45The application was not made by motion, supported by an affidavit sworn by Mr Thaler, or at least his solicitor, as one might have expected in the circumstances, to explain how this late application came to be made. Nor was any evidence led to support the application, for example, as to any representative error involved in the decision that evidence would not be called from Mr Thaler, to support his case.
46It appeared from the submissions advanced that prior to the hearing the parties had not taken any steps to identify or narrow the real issues lying between them, as s 56(3) of the Civil Procedure Act 2005 envisages that they will, in order to assist the Court to further the overriding purpose there specified, the just, quick and cheap resolution of the real issues in the proceedings. Nevertheless, the way in which Mr Amzalak defended Mr Thaler's summons had clearly been appreciated, even before Mr Koncepolski was called. That was not surprising, given the advice which had been given prior to the hearing, that an application would be made for a costs order against Mr Koncepolski.
47On Mr Koncepolski's affidavit evidence he is a businessman, and Mr Thaler's attorney and representative in Australia, who had Mr Thaler's complete authority to act on his behalf, including in relation to the share transaction and the Beth Din proceedings. The application for leave for Mr Thaler to give evidence was plainly made only when it came to be appreciated that there were real difficulties flowing from the evidence Mr Koncepolski was giving in his cross-examination.
48To then permit Mr Thaler to revisit the decision not himself to give any evidence, once its adverse consequences came to be appreciated and only after Mr Amzalak had given his evidence already, in my view did not accord with the requirements of s 56 of the Civil Procedure Act, or the obligations imposed on the Court by s 58(1), to act in accordance with the dictates of justice.
49Having in mind the procedural history of the matter and the time, trouble and expense which would result if the leave sought was granted, the course belatedly proposed could not justly be permitted. That history included repeated directions and orders as to the filing of evidence, which had not been complied with and a hearing which had at that point already adjourned once, when it was not completed within the allotted time and it appeared, would not conclude in the further time allocated, in large part because of unfolding developments with the evidence given by Mr Koncepolski.

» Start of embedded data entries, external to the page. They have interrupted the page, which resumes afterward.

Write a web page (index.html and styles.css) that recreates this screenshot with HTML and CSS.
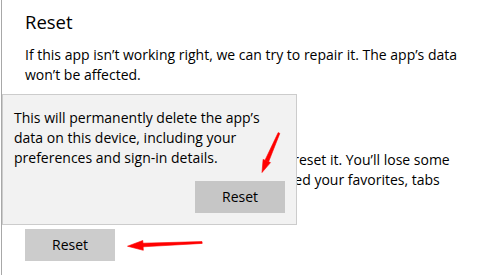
FILE: index.html
```html
<!DOCTYPE html>
<html lang="en">
<head>
<meta charset="utf-8">
<title>Reset</title>
<link rel="stylesheet" href="styles.css">
</head>
<body>
<div class="page">
  <h2 class="title">Reset</h2>
  <p class="desc">If this app isn’t working right, we can try to repair it. The app’s data<br>won’t be affected.</p>
  <button class="btn">Repair</button>
  <p class="desc desc-reset"><span class="lead">If Microsoft Edge still isn’t working right,</span> reset it. You’ll lose some<br>of your data, like browser history, but saved your favorites, tabs<br>and passwords will stay.</p>
  <button class="btn">Reset</button>
</div>

<div class="flyout">
  <p class="flyout-text">This will permanently delete the app’s<br>data on this device, including your<br>preferences and sign-in details.</p>
  <div class="flyout-actions"><button class="btn btn-flyout">Reset</button></div>
</div>

<svg class="annot" width="487" height="275" viewBox="0 0 487 275" aria-hidden="true">
  <polygon class="arrow" points="278.2,132.6 279.8,133.4 268.6,161.8 265.0,160.2"/>
  <polygon class="arrow" points="270.5,162.6 262,172.5 263.1,159.4"/>
  <polygon class="arrow" points="202,241.6 202.2,243.4 143,246.8 142.8,243.2"/>
  <polygon class="arrow" points="143.3,250.3 127.5,246.2 142.8,240.5"/>
</svg>
</body>
</html>
```

FILE: styles.css
```css
html, body {
  margin: 0;
  padding: 0;
  background: #ffffff;
}

body {
  font-family: "Open Sans", "Noto Sans", sans-serif;
  color: #000000;
  width: 487px;
  height: 275px;
  overflow: hidden;
  position: relative;
}

.page {
  margin-left: 1px;
  border-left: 1px solid #a8a8a8;
  height: 275px;
  box-sizing: border-box;
  padding: 8px 0 0 23px;
}

.title {
  margin: 0;
  font-size: 18.5px;
  font-weight: 400;
  line-height: 28px;
}

.desc {
  margin: 9px 0 0;
  font-size: 14px;
  line-height: 20px;
  white-space: nowrap;
}

.desc-reset {
  margin-top: 20px;
}

.lead {
  word-spacing: 1px;
}

.btn {
  display: block;
  width: 90px;
  height: 32px;
  padding: 0;
  border: 0;
  background: #cccccc;
  color: #000000;
  font-family: "Open Sans", "Noto Sans", sans-serif;
  font-size: 14px;
  line-height: 32px;
  text-align: center;
}

.page > .btn {
  margin-top: 13px;
}

.page > .desc-reset + .btn {
  margin-top: 19px;
}

.flyout {
  position: absolute;
  left: 2px;
  top: 94px;
  width: 295px;
  height: 131px;
  box-sizing: border-box;
  border: 1px solid #cccccc;
  background: #f2f2f2;
  padding: 13px 11px 11px 11px;
  display: flex;
  flex-direction: column;
  justify-content: space-between;
}

.flyout-text {
  margin: 0;
  font-size: 14px;
  line-height: 20px;
  white-space: nowrap;
}

.flyout-actions {
  display: flex;
  justify-content: flex-end;
}

.btn-flyout {
  background: #c6c6c6;
}

.annot {
  position: absolute;
  left: 0;
  top: 0;
  pointer-events: none;
}

.arrow {
  fill: #ff0000;
  stroke: #ff0000;
  stroke-width: 0.6;
  stroke-linejoin: round;
}
```
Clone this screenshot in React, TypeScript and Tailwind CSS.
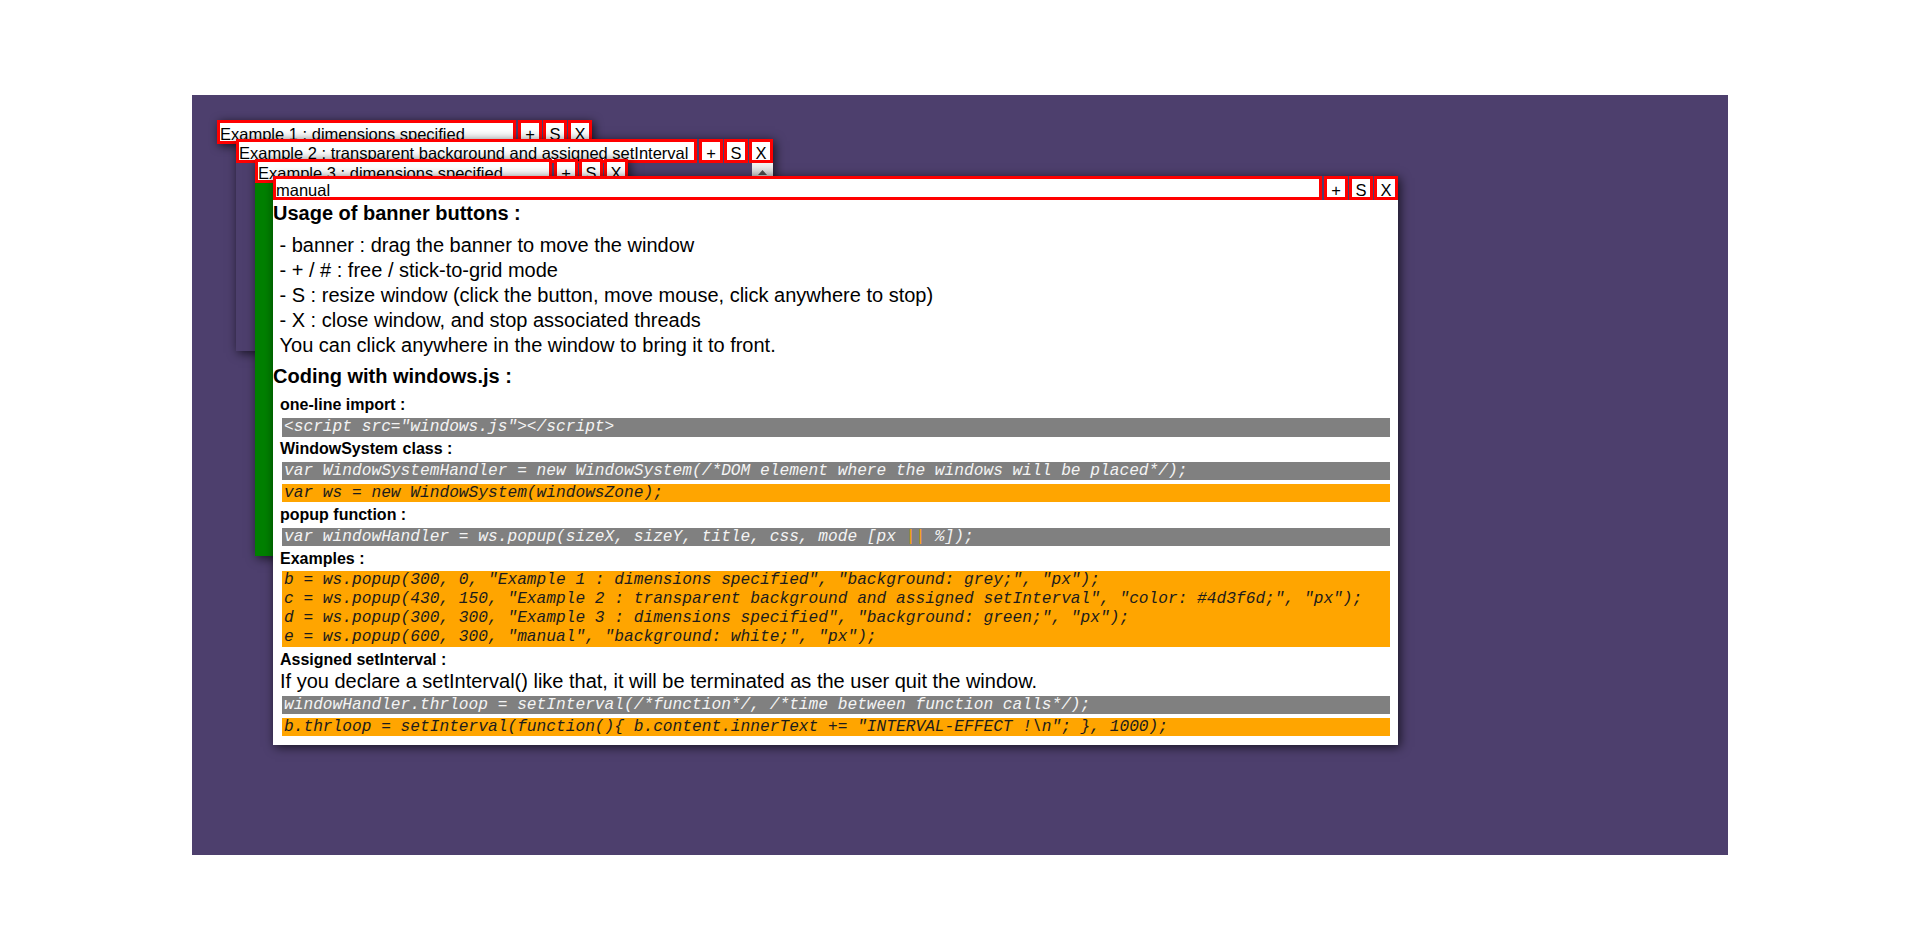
import type { ReactNode } from 'react'

const BTNS = ['+', 'S', 'X']

function Banner({ title }: { title: string }) {
  return (
    <div className="flex h-[24px] shrink-0 text-[16.5px] leading-[18px] text-black">
      <div className="min-w-0 flex-1 whitespace-nowrap border-[3px] border-[#ff0000] bg-white pt-[1.5px]">
        {title}
      </div>
      <div className="ml-[2px] flex gap-[1px]">
        {BTNS.map((b) => (
          <div key={b} className="w-[24px] border-[3px] border-[#ff0000] bg-white pt-[1.5px] text-center">
            {b}
          </div>
        ))}
      </div>
    </div>
  )
}

function Code({ tone, children, multi }: { tone: 'grey' | 'orange'; children: ReactNode; multi?: boolean }) {
  return (
    <div
      className={
        'ml-[2px] whitespace-pre pl-[2px] font-["Liberation_Mono","Courier_New",monospace] text-[16.2px] italic ' +
        (multi ? 'leading-[18.9px] ' : 'leading-[18.4px] ') +
        (tone === 'grey' ? 'bg-[#808080] text-[#f4f4f4]' : 'bg-[#ffa500] text-[#1c1c1c]')
      }
    >
      {children}
    </div>
  )
}

function Label({ children }: { children: ReactNode }) {
  return <div className="text-[16px] font-bold leading-[18.4px]">{children}</div>
}

export default function App() {
  return (
    <div className="h-[950px] w-full bg-white px-[192px] pt-[95px] font-['Liberation_Sans',Arial,sans-serif]">
      <div className="relative h-[760px] overflow-hidden bg-[#4d3f6d]">
        {/* Example 1 : banner only, content height 0 */}
        <div className="absolute left-[25px] top-[25px] w-[375px] shadow-[2px_2px_10px_rgba(0,0,0,0.7)]">
          <Banner title="Example 1 : dimensions specified" />
        </div>

        {/* Example 2 : transparent */}
        <div className="absolute left-[44px] top-[44px] flex h-[212px] w-[537px] flex-col shadow-[2px_2px_10px_rgba(0,0,0,0.7)]">
          <Banner title="Example 2 : transparent background and assigned setInterval" />
          <div className="relative flex-1 text-[#4d3f6d]">
            <div className="absolute right-0 top-0 flex h-[18px] w-[21px] items-center justify-center bg-gradient-to-b from-[#f4f4f4] to-[#c9c9c9]">
              <svg width="9" height="5" viewBox="0 0 9 5">
                <path d="M0 5 L4.5 0 L9 5 Z" fill="#505050" />
              </svg>
            </div>
          </div>
        </div>

        {/* Example 3 : green */}
        <div className="absolute left-[63px] top-[64px] flex h-[397px] w-[373px] flex-col shadow-[2px_2px_10px_rgba(0,0,0,0.7)]">
          <Banner title="Example 3 : dimensions specified" />
          <div className="flex-1 bg-[#008000]" />
        </div>

        {/* manual */}
        <div className="absolute left-[81px] top-[81px] flex h-[569px] w-[1125px] flex-col shadow-[2px_2px_10px_rgba(0,0,0,0.7)]">
          <Banner title="manual" />
          <div className="flex-1 overflow-hidden bg-white pt-[2px] text-black">
            <h3 className="text-[20px] font-bold leading-[23px]">Usage of banner buttons :</h3>
            <div className="mt-[7.5px] pl-[6.5px] text-[20px] leading-[25px]">
              <div>- banner : drag the banner to move the window</div>
              <div>- + / # : free / stick-to-grid mode</div>
              <div>- S : resize window (click the button, move mouse, click anywhere to stop)</div>
              <div>- X : close window, and stop associated threads</div>
              <div>You can click anywhere in the window to bring it to front.</div>
            </div>
            <h3 className="mt-[7px] text-[20px] font-bold leading-[23px]">Coding with windows.js :</h3>
            <div className="ml-[7px] mr-[8px] mt-[8.7px] flex flex-col gap-[3.5px]">
              <Label>one-line import :</Label>
              <Code tone="grey">{'<script src="windows.js"></script>'}</Code>
              <Label>WindowSystem class :</Label>
              <Code tone="grey">
                {'var WindowSystemHandler = new WindowSystem(/*DOM element where the windows will be placed*/);'}
              </Code>
              <Code tone="orange">{'var ws = new WindowSystem(windowsZone);'}</Code>
              <Label>popup function :</Label>
              <Code tone="grey">
                {'var windowHandler = ws.popup(sizeX, sizeY, title, css, mode [px '}
                <span className="text-[#ffa500]">||</span>
                {' %]);'}
              </Code>
              <Label>Examples :</Label>
              <Code tone="orange" multi>
                {'b = ws.popup(300, 0, "Example 1 : dimensions specified", "background: grey;", "px");\n'}
                {'c = ws.popup(430, 150, "Example 2 : transparent background and assigned setInterval", "color: #4d3f6d;", "px");\n'}
                {'d = ws.popup(300, 300, "Example 3 : dimensions specified", "background: green;", "px");\n'}
                {'e = ws.popup(600, 300, "manual", "background: white;", "px");'}
              </Code>
              <Label>Assigned setInterval :</Label>
              <div className="-mt-[1px] text-[20px] leading-[21px]">
                If you declare a setInterval() like that, it will be terminated as the user quit the window.
              </div>
              <Code tone="grey">{'windowHandler.thrloop = setInterval(/*function*/, /*time between function calls*/);'}</Code>
              <Code tone="orange">
                {'b.thrloop = setInterval(function(){ b.content.innerText += "INTERVAL-EFFECT !\\n"; }, 1000);'}
              </Code>
            </div>
          </div>
        </div>
      </div>
    </div>
  )
}
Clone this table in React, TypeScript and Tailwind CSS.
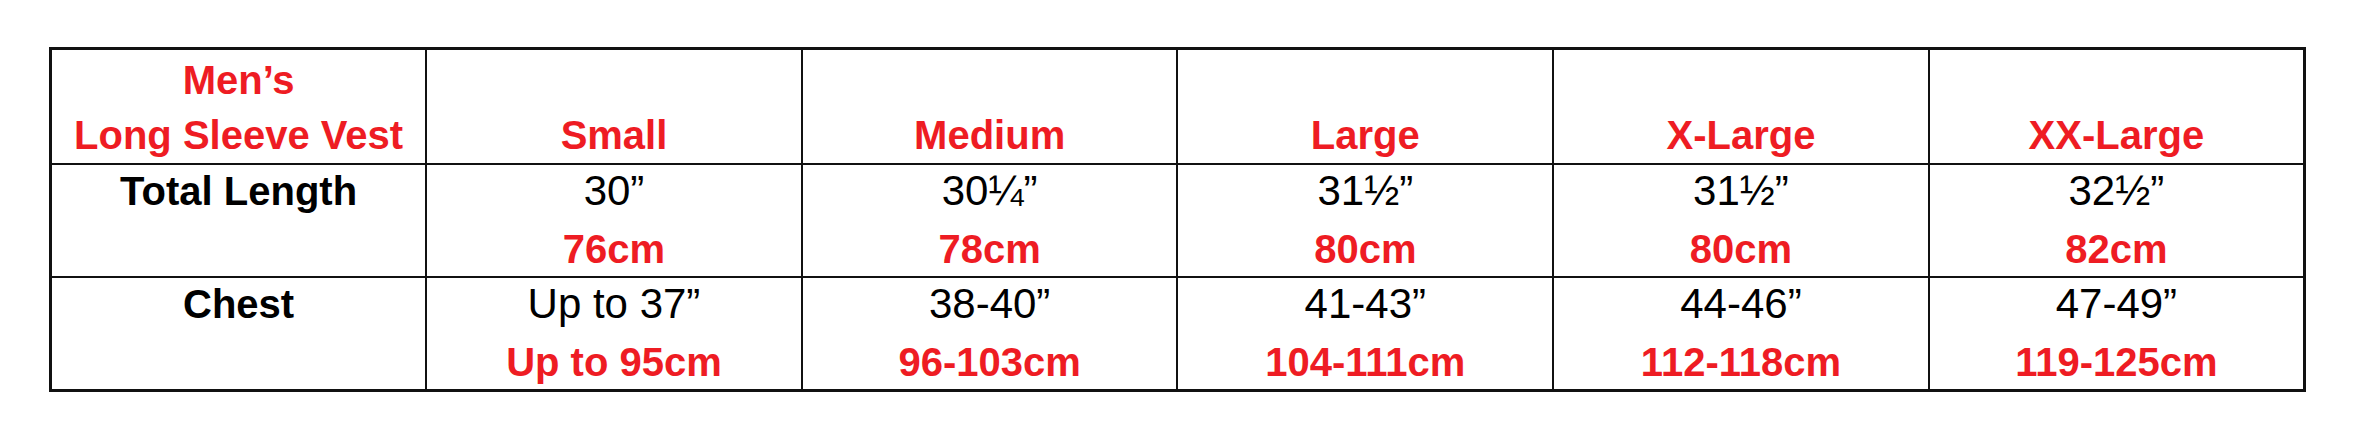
const sizes = ['Small', 'Medium', 'Large', 'X-Large', 'XX-Large'];

const rows = [
  {
    label: 'Total Length',
    values: [
      ['30\u201D', '76cm'],
      ['30\u00BC\u201D', '78cm'],
      ['31\u00BD\u201D', '80cm'],
      ['31\u00BD\u201D', '80cm'],
      ['32\u00BD\u201D', '82cm'],
    ],
    height: 'h-[113px]',
  },
  {
    label: 'Chest',
    values: [
      ['Up to 37\u201D', 'Up to 95cm'],
      ['38-40\u201D', '96-103cm'],
      ['41-43\u201D', '104-111cm'],
      ['44-46\u201D', '112-118cm'],
      ['47-49\u201D', '119-125cm'],
    ],
    height: 'h-[114px]',
  },
];

export default function App() {
  return (
    <div className="w-[2355px] h-[444px] bg-white pt-[47px] pl-[49px] font-['Liberation_Sans',Arial,sans-serif]">
      <table className="w-[2257px] table-fixed border-collapse border-[3px] border-[#111]">
        <tbody>
          {/* header */}
          <tr className="h-[115px]">
            <td className="p-0 border-2 border-[#111] align-bottom text-center text-[40px] leading-[55px] font-bold text-[#ee1c23]">
              Men&rsquo;s
              <br />
              Long Sleeve Vest
            </td>
            {sizes.map((s) => (
              <td
                key={s}
                className="p-0 border-2 border-[#111] align-bottom text-center text-[40px] leading-[55px] font-bold text-[#ee1c23]"
              >
                {s}
              </td>
            ))}
          </tr>

          {rows.map((row) => (
            <tr key={row.label} className={row.height}>
              <td className="p-0 border-2 border-[#111] align-top text-center text-[40px] leading-[52px] font-bold text-black">
                {row.label}
              </td>
              {row.values.map(([inch, cm], i) => (
                <td key={i} className="p-0 border-2 border-[#111] align-top text-center">
                  <div className="text-[42px] leading-[52px] text-black">{inch}</div>
                  <div className="mt-[6px] text-[40px] leading-[52px] font-bold text-[#ee1c23]">{cm}</div>
                </td>
              ))}
            </tr>
          ))}
        </tbody>
      </table>
    </div>
  );
}
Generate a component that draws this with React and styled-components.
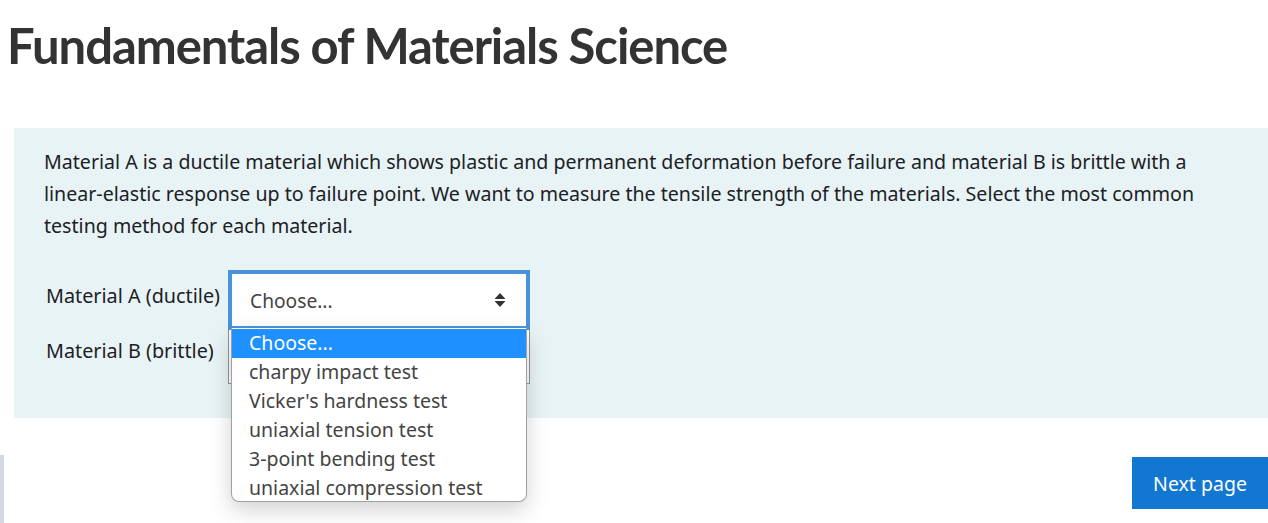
import React from 'react';
import styled, { createGlobalStyle } from 'styled-components';

const GlobalStyle = createGlobalStyle`
  html, body {
    margin: 0;
    padding: 0;
    background: #fff;
    overflow: hidden;
  }
  body {
    font-family: "Noto Sans", "Open Sans", sans-serif;
    color: #1d2125;
  }
`;

const OPTIONS = [
  'Choose...',
  'charpy impact test',
  "Vicker's hardness test",
  'uniaxial tension test',
  '3-point bending test',
  'uniaxial compression test',
];

const Page = styled.div`
  width: 1268px;
  height: 523px;
  position: relative;
  overflow: hidden;
`;

const Title = styled.h1`
  margin: 0;
  padding: 16px 0 0 7px;
  height: 110px;
  box-sizing: border-box;
  font-family: Lato, sans-serif;
  font-weight: 700;
  font-size: 49px;
  letter-spacing: -1.05px;
  color: #333;
`;

const Panel = styled.div`
  margin: 18px 0 0 14px;
  width: 1270px;
  height: 290px;
  box-sizing: border-box;
  background: #e7f3f5;
  padding: 18px 70px 0 30px;
`;

const Question = styled.p`
  margin: 0 0 28px 0;
  font-size: 19.6px;
  line-height: 32px;
  color: #1d2125;
`;

const Row = styled.div`
  display: flex;
  align-items: center;
  height: ${(p) => p.h}px;
  padding-left: 2px;
`;

const Label = styled.span`
  font-size: 19.8px;
  width: 182px;
  margin-top: ${(p) => p.offset || 0}px;
`;

const SelectWrap = styled.div`
  position: relative;
`;

const Select = styled.div`
  width: 302px;
  height: ${(p) => (p.focused ? 60 : 56)}px;
  box-sizing: border-box;
  background: #fff;
  border: ${(p) => (p.focused ? '4px solid #4a93da' : '1px solid #8f959e')};
  display: flex;
  align-items: center;
  justify-content: space-between;
  padding: 0 20px 0 18px;
  font-size: 19.2px;
  color: #444;
`;

const Arrows = styled.svg`
  width: 12px;
  height: 16px;
`;

const Menu = styled.ul`
  position: absolute;
  top: 58px;
  left: 3px;
  width: 296px;
  margin: 0;
  padding: 1px 0 0 0;
  list-style: none;
  background: #fff;
  border: 1px solid #a0a0a0;
  border-top: none;
  border-radius: 0 0 8px 8px;
  box-shadow: 0 8px 22px rgba(0, 0, 0, 0.18);
  box-sizing: border-box;
  height: 174px;
  overflow: hidden;
  z-index: 5;
`;

const Option = styled.li`
  height: 29px;
  line-height: 27px;
  padding-left: 17px;
  font-size: 19.5px;
  color: ${(p) => (p.active ? '#fff' : '#444')};
  background: ${(p) => (p.active ? '#1e90ff' : 'transparent')};
`;

const Footer = styled.div`
  display: flex;
  justify-content: space-between;
  align-items: flex-start;
  margin-top: 37px;
`;

const SideMark = styled.div`
  width: 4px;
  height: 70px;
  background: #d4d9e0;
`;

const NextButton = styled.button`
  width: 136px;
  height: 52px;
  margin-top: 2px;
  border: none;
  background: #1177d1;
  color: #fff;
  font-family: "Noto Sans", sans-serif;
  font-size: 19.5px;
  padding: 0;
`;

export default function App() {
  return (
    <Page>
      <GlobalStyle />
      <Title>Fundamentals of Materials Science</Title>
      <Panel>
        <Question>
          Material A is a ductile material which shows plastic and permanent deformation before
          failure and material B is brittle with a linear-elastic response up to failure point. We
          want to measure the tensile strength of the materials. Select the most common testing
          method for each material.
        </Question>
        <Row h={60}>
          <Label offset={-10}>Material A (ductile)</Label>
          <SelectWrap>
            <Select focused>
              <span>Choose...</span>
              <Arrows viewBox="0 0 12 16">
                <path d="M6 1 L11.5 7 H0.5 Z M6 15 L11.5 9 H0.5 Z" fill="#333" />
              </Arrows>
            </Select>
            <Menu>
              {OPTIONS.map((o, i) => (
                <Option key={o} active={i === 0}>
                  {o}
                </Option>
              ))}
            </Menu>
          </SelectWrap>
        </Row>
        <Row h={52}>
          <Label offset={-12}>Material B (brittle)</Label>
          <Select />
        </Row>
      </Panel>
      <Footer>
        <SideMark />
        <NextButton>Next page</NextButton>
      </Footer>
    </Page>
  );
}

50Nor did the leave sought accord with the requirements of s 57, which provides:
"57 Objects of case management
(1) For the purpose of furthering the overriding purpose referred to in section 56 (1), proceedings in any court are to be managed having regard to the following objects:
(a) the just determination of the proceedings,
(b) the efficient disposal of the business of the court,
(c) the efficient use of available judicial and administrative resources,
(d) the timely disposal of the proceedings, and all other proceedings in the court, at a cost affordable by the respective parties"
51To have granted the application would not only have increased costs, given the opportunity which Mr Amzalak would then have had to be afforded to meet the new evidence, of which he had been given no prior warning, but would have added to delay, contrary to the provisions of s 59. Considerations of proportionality of costs, provided for in s 60, also militated against the leave sought being granted.